July 23, 2018 at 7:52 am
I have created a package for our company that takes all the data from a table in our ERP production environment (~18million rows, 168fields) and copies it into our staging environment so that when we apply all of our transformations on the data for our warehouse, we are not competing with our ERP environment. The package currently takes 45-50 minutes to move the data and I am trying to cut that time down as much as possible.
The server hosting the source database is running with:
CPU: Intel(R) Xeon(R) CPU (2.93GHz - 4 processors)
Windows Server 2012 R2 Datacenter
16GB of RAM
The destination:
CPU: AMD Opteron(TM) Processor 6234 (2.40GHz - 4 processors)
Windows Server 2016 Datacenter
16GB of RAM
I have already tried playing with the Rows per batch, Maximum insert commit size (our destination DB is in simple recovery so I don't think this should change much since we are not using the transaction log), and the AutoAdjustBufferSize property and nothing has changed really. I am thinking that the issue lies with our destination server capabilities since most of the time is coming from the write transactions.

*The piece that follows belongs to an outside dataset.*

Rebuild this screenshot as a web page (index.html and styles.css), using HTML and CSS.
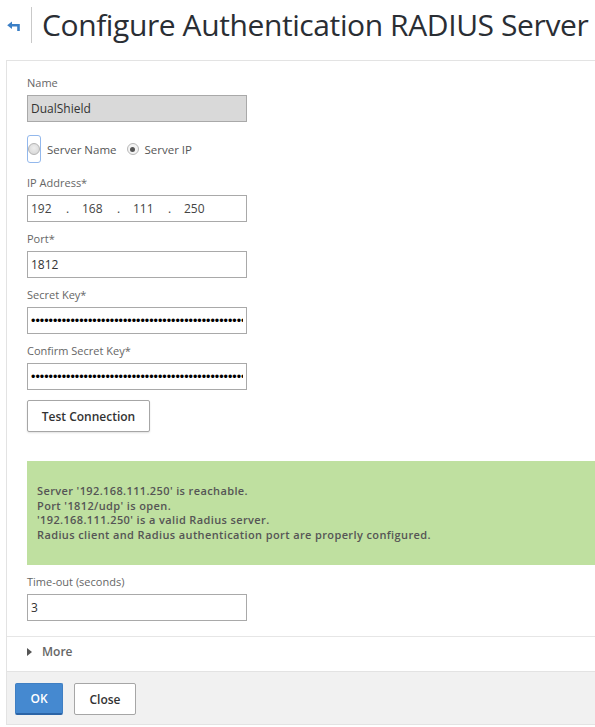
FILE: index.html
```html
<!DOCTYPE html>
<html>
<head>
<meta charset="utf-8">
<link rel="stylesheet" href="styles.css">
</head>
<body>
<div class="header">
  <span class="back"><svg width="14" height="10" viewBox="0 0 14 10"><path d="M0.2 4.2 L5 0.4 L5 8 Z" fill="#3b7fc6"/><path d="M4 4.2 H11.5 V10" fill="none" stroke="#3b7fc6" stroke-width="2.6"/></svg></span>
  <span class="sep"></span>
  <h1 class="title">Configure Authentication RADIUS Server</h1>
</div>
<div class="panel">
  <div class="form">
    <div class="field">
      <label class="lbl">Name</label>
      <input class="inp inp-disabled" value="DualShield" disabled>
    </div>
    <div class="radios">
      <span class="ring"><span class="radio"></span></span>
      <span class="rlabel">Server Name</span>
      <span class="radio radio-on"><span class="dot"></span></span>
      <span class="rlabel">Server IP</span>
    </div>
    <div class="field">
      <label class="lbl">IP Address*</label>
      <div class="inp ip">
        <span class="oct">192</span><span class="ipdot">.</span><span class="oct">168</span><span class="ipdot">.</span><span class="oct">111</span><span class="ipdot">.</span><span class="oct">250</span>
      </div>
    </div>
    <div class="field">
      <label class="lbl">Port*</label>
      <input class="inp" value="1812">
    </div>
    <div class="field">
      <label class="lbl">Secret Key*</label>
      <input class="inp pw" type="password" value="aaaaaaaaaaaaaaaaaaaaaaaaaaaaaaaaaaaaaaaaaaaaaaaaaaaaaaaaaaaaaaaaaaaa">
    </div>
    <div class="field">
      <label class="lbl">Confirm Secret Key*</label>
      <input class="inp pw" type="password" value="aaaaaaaaaaaaaaaaaaaaaaaaaaaaaaaaaaaaaaaaaaaaaaaaaaaaaaaaaaaaaaaaaaaa">
    </div>
    <button class="btn btn-test">Test Connection</button>
    <div class="notice">
      <div class="nline">Server '192.168.111.250' is reachable.</div>
      <div class="nline">Port '1812/udp' is open.</div>
      <div class="nline">'192.168.111.250' is a valid Radius server.</div>
      <div class="nline">Radius client and Radius authentication port are properly configured.</div>
    </div>
    <div class="field">
      <label class="lbl">Time-out (seconds)</label>
      <input class="inp" value="3">
    </div>
  </div>
  <div class="more"><span class="tri"></span><span class="more-text">More</span></div>
  <div class="footer">
    <button class="btn btn-ok">OK</button>
    <button class="btn btn-close">Close</button>
  </div>
</div>
</body>
</html>
```
FILE: styles.css
```css
* { box-sizing: border-box; }
html, body { margin: 0; padding: 0; background: #fff; overflow: hidden; }
body { font-family: "Open Sans", "Noto Sans", sans-serif; color: #333; width: 595px; height: 727px; }

.header { height: 60px; display: flex; align-items: flex-start; padding-top: 7px; }
.back { display: block; margin: 14px 0 0 7px; width: 14px; height: 10px; }
.back svg { display: block; }
.sep { display: block; width: 1px; height: 36px; background: #c9c9c9; margin-left: 10px; }
.title { margin: 0 0 0 10px; font-size: 30px; line-height: 36px; font-weight: 400; color: #2a2e34; letter-spacing: -0.4px; white-space: nowrap; }

.panel { margin-left: 6px; border-left: 1px solid #e3e3e3; border-top: 1px solid #e3e3e3; }
.form { padding: 14px 0 6px 20px; }

.field { display: flex; flex-direction: column; align-items: flex-start; margin-bottom: 9px; }
.lbl { display: block; font-size: 11px; line-height: 16px; height: 20px; color: #666; padding-bottom: 4px; }
.inp { display: block; width: 220px; height: 27px; border: 1px solid #a9a9a9; border-radius: 0; padding: 0 3px; margin: 0; font-family: "Open Sans", sans-serif; font-size: 12px; color: #333; background: #fff; outline: none; }
.inp-disabled { background: #d9d9d9; color: #333; }
.ip { display: flex; align-items: center; color: #444; }
.oct { width: 35px; }
.ipdot { width: 16px; }
.pw { font-family: "Liberation Sans", sans-serif; font-size: 12.5px; color: #000; padding-left: 3px; }

.radios { display: flex; align-items: center; margin: 13px 0 12px; height: 28px; }
.ring { display: flex; align-items: center; justify-content: center; width: 14px; height: 28px; border: 1px solid #93b8ec; border-radius: 3px; }
.radio { display: flex; align-items: center; justify-content: center; width: 12px; height: 12px; border-radius: 50%; border: 1px solid #b4b4b4; background: radial-gradient(circle at 50% 40%, #eeeeee, #d3d3d3); }
.radio-on { background: #f4f4f4; border-color: #b8b8b8; margin-left: 10px; }
.dot { width: 5px; height: 5px; border-radius: 50%; background: #555; }
.rlabel { font-size: 11.5px; color: #555; margin-left: 6px; }

.btn { font-family: "Open Sans", sans-serif; font-weight: 600; font-size: 12px; height: 32px; border-radius: 2px; cursor: pointer; padding: 0; }
.btn-test { display: block; margin-top: 10px; width: 123px; background: #fff; border: 1px solid #a6a6a6; color: #333; box-shadow: 0 1px 2px rgba(0,0,0,0.12); }

.notice { margin-top: 29px; margin-bottom: 9px; height: 104px; background: #bfe0a0; padding: 22px 10px 0; font-size: 11px; font-weight: 600; letter-spacing: 0.38px; line-height: 15px; color: #555; }
.nline { height: 14.6px; }

.more { display: flex; align-items: center; height: 35px; padding: 0 0 5px 20px; border-top: 1px solid #e6e6e6; }
.tri { width: 0; height: 0; border-left: 5px solid #555; border-top: 4.5px solid transparent; border-bottom: 4.5px solid transparent; }
.more-text { margin-left: 10px; font-size: 12px; font-weight: 600; color: #666; }

.footer { display: flex; gap: 11px; height: 54px; padding: 11px 8px 0; background: #f1f1f1; border-top: 1px solid #e3e3e3; border-bottom: 1px solid #e3e3e3; }
.btn-ok { width: 48px; background: #4589d0; border: 1px solid #3f7fc3; border-bottom: 2px solid #2b64a6; color: #fff; }
.btn-close { width: 62px; background: #fff; border: 1px solid #a6a6a6; color: #333; }
```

Any tips would be much appreciated, thanks in advance!
July 23, 2018 at 7:59 am
Just how much data is in 18 million rows of 168 columns ? What speed is the network path between the servers? How much RAM and CPU is on the source server?
Steve (aka sgmunson) 🙂 🙂 🙂
Rent Servers for Income (picks and shovels strategy)
July 23, 2018 at 8:10 am
Does your target table contain any indexes or keys (primary or foreign)?

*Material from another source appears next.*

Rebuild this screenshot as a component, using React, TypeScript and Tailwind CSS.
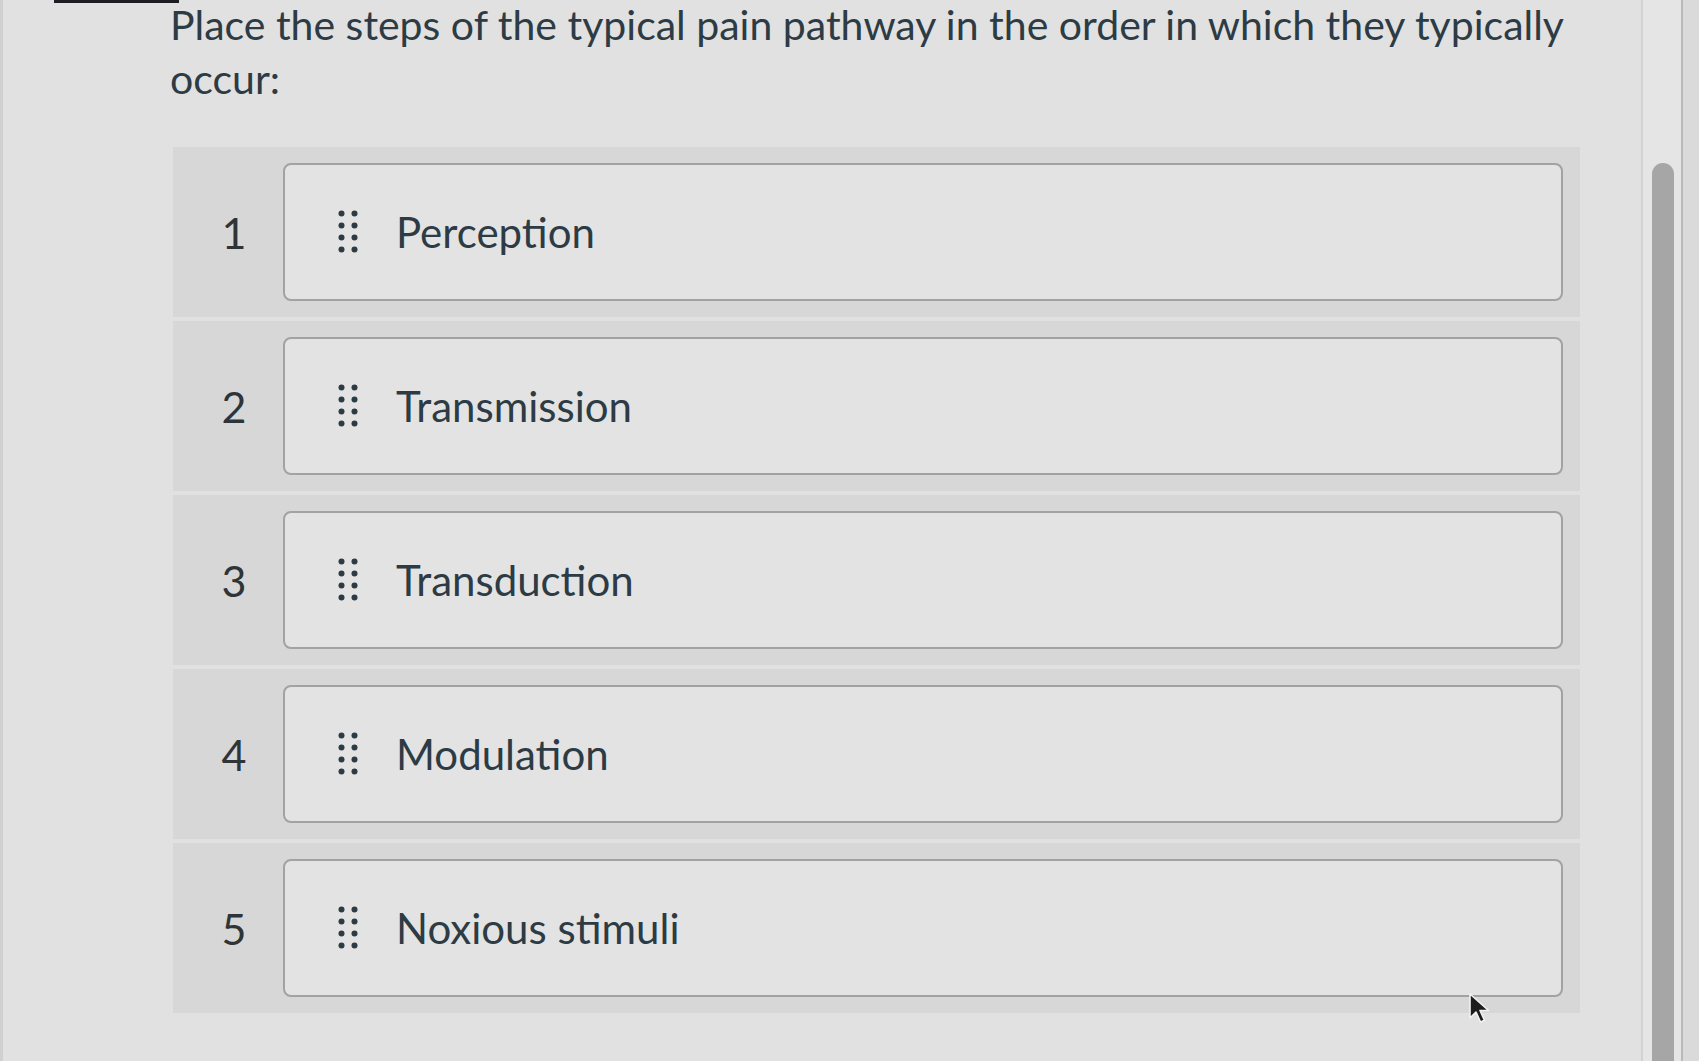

The absence of evidence is not evidence of absence
- Martin Rees
The absence of consumable DDL, sample data and desired results is, however, evidence of the absence of my response
- Phil Parkin
July 23, 2018 at 8:12 am
sgmunson - Monday, July 23, 2018 7:59 AMJust how much data is in 18 million rows of 168 columns ? What speed is the network path between the servers? How much RAM and CPU is on the source server?
The properties for the table:
Data space: 27GB
Index space: 6.8GB
And I apologize, the above server configuration was for the source server (using MS SQL Server Standard(64-bit)

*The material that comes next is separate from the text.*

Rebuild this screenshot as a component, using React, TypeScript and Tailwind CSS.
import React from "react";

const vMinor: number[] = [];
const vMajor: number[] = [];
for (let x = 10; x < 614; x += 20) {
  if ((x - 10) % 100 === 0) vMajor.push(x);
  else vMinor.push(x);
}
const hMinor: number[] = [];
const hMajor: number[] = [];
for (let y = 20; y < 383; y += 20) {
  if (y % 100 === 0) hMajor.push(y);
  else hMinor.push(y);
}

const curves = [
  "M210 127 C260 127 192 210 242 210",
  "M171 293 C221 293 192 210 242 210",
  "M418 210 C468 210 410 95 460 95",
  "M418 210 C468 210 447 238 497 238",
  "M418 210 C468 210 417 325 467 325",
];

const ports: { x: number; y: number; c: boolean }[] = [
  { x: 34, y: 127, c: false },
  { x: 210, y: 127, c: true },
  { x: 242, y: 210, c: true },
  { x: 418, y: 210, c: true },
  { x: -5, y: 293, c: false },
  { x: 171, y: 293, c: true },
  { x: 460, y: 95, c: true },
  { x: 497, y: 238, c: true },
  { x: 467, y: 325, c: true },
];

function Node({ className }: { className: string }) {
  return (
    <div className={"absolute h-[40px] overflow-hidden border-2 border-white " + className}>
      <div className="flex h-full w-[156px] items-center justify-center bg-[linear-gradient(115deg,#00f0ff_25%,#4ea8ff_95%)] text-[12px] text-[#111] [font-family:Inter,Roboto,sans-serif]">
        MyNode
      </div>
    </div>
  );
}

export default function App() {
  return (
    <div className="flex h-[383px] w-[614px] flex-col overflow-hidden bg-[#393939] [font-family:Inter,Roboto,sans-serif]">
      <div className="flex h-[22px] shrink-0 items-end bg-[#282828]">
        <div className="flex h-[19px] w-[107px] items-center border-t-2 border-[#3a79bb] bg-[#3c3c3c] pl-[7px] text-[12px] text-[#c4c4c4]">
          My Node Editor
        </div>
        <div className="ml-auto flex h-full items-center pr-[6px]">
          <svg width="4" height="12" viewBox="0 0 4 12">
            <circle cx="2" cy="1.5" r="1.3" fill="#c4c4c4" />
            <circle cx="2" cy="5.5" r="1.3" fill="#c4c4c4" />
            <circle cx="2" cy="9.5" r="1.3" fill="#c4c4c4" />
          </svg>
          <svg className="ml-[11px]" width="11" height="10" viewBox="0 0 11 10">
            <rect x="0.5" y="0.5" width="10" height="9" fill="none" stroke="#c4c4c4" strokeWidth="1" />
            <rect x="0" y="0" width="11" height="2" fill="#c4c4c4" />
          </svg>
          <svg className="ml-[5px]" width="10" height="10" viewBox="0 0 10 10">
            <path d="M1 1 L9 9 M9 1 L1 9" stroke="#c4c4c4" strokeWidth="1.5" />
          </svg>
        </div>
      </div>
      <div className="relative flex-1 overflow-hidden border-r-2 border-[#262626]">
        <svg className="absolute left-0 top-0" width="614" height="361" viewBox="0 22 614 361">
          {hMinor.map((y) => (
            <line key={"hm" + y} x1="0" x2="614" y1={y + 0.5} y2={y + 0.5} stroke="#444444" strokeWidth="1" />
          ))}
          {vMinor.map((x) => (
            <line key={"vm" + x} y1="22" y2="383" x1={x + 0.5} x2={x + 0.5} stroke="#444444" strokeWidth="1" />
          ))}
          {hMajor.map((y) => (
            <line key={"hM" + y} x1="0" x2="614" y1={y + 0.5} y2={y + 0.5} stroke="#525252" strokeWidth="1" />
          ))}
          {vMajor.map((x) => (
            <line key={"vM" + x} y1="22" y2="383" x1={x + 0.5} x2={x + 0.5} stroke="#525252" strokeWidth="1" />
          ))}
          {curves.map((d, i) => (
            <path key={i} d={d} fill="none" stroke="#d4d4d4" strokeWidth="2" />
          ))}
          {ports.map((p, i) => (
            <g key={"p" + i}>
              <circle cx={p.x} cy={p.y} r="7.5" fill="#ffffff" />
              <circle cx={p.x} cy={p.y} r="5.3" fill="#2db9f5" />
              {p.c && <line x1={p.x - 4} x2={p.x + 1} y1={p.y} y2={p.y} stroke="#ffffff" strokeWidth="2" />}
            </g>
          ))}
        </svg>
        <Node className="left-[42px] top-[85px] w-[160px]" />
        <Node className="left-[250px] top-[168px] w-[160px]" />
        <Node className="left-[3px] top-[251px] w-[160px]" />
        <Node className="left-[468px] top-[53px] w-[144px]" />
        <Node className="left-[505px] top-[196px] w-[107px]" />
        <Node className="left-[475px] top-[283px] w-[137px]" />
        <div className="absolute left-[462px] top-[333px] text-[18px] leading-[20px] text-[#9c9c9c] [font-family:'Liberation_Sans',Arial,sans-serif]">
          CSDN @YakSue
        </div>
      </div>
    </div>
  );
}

The destination server has the same RAM/# of processors but is running using Microsoft SQL Server Developer(64-bit) on Windows Server 2016 Datacenter(10.0)
The processor for the destination is AMD Opteron(TM) Processor 6234 (2.40GHz)
July 23, 2018 at 8:19 am
Phil Parkin - Monday, July 23, 2018 8:10 AMDoes your target table contain any indexes or keys (primary or foreign)?
The destination table does not have any keys, our staging environment is using a truncate/reload method.
The source table contains a non-clustered primary key on the ROWID
July 23, 2018 at 8:28 am
So is your package as simple as just a
truncate target
followed by a simple source/target dataflow?
Or does it contain any other transformations?
The absence of evidence is not evidence of absence
- Martin Rees
The absence of consumable DDL, sample data and desired results is, however, evidence of the absence of my response
- Phil Parkin
July 23, 2018 at 8:36 am
smantia2292 - Monday, July 23, 2018 8:12 AMsgmunson - Monday, July 23, 2018 7:59 AMJust how much data is in 18 million rows of 168 columns ? What speed is the network path between the servers? How much RAM and CPU is on the source server?The properties for the table:
Data space: 27GB
Index space: 6.8GBAnd I apologize, the above server configuration was for the source server (using MS SQL Server Standard(64-bit)
The destination server has the same RAM/# of processors but is running using Microsoft SQL Server Developer(64-bit) on Windows Server 2016 Datacenter(10.0)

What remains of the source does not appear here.